Feel free to select more packages but each additional one will take extra
compilation time.

. Type ‘make’ and let the magic go on.
. When finished, the result is stored as:

bin/targets/octeon/generic/lede-octen-erlite-ext4-sysupgrade.tar

This file contains everything we need to build a bootable USB drive for
the EdgeRouter Lite. This file should be 500 MB large since you
selected that size above for your root filesystem, but it is mostly made
of zeroes so if you use bzip2 you should be able to reduce its size to a
more manageable 50-60 MB, which is more convenient if you need to toss it
around the network.

. Put the sysupgrade.tar file onto a local Linux machine and extract it:

tar xvf lede-octen-erlite-ext4-sysupgrade.tar

. The directory contents are:

sysupgrade-erlite/
sysupgrade-erlite/kernel
sysupgrade-erlite/root
sysupgrade-erlite/CONTROL

. Now insert your USB thumb drive into a local Linux machine and prepare
the filesystem. We need a first (small) FAT32 partition to hold the kernel,
a second 500 MB partition to hold the root:

fdisk /dev/sdX # Where X is the letter assigned to your USB drive
New partition: 1, 32 MB in size, type c (WIN95 FAT32 LBA)
New partition: 2, 500 MB in size, type Linux (default)
Optional: New partition: 3, the rest of your drive, type Linux (default)
Make the first partition bootable (a).
Type 'w' to save your changes.

Create the FAT32 filesystem with:
mkfs.vfat /dev/sdX1

. The default uboot configuration on the EdgeRouter Lite wants a file
called ‘vmlinux.64’ in the first (DOS) partition, so let’s do just that:

mount /dev/sdX1 /mnt # Mount the DOS partition
cp sysupgrade-erlite/kernel /mnt/vmlinux.64
umount /mnt

. Dump the root filesystem contents onto the second partition:

dd if=sysupgrade-lite/root of=/dev/sdX2 bs=1M

. If you have a third partition, create a new filesystem on it with:

mkfs.ext4 /dev/sdX3

. You are done with the USB drive!
. Open the EdgeRouter Lite. There are three small screws to remove on the
back. The box slides open if you push gently.
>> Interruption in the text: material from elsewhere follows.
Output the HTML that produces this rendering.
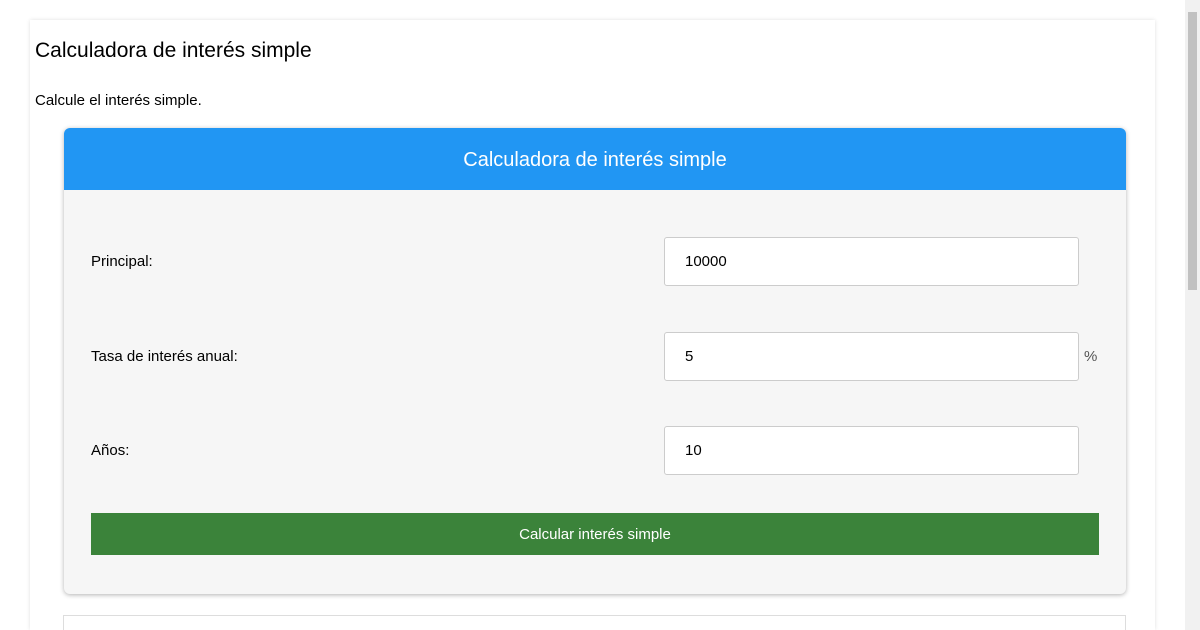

. Remove the existing USB stick inserted in the reader on the motherboard.
Be gentle: you need to insist a bit to take it off but it is not stuck.

. Insert the USB drive you prepared. Close the box, put the screws back,
and boot the router.

. If you connect a PC to the central NIC (labeled eth1) you should receive
an address on 192.168.1.0/24 from which you can ssh to 192.168.1.1 or open
a browser to http://192.168.1.1

. Welcome to OpenWRT/LEDE! Set a root password and you should be done.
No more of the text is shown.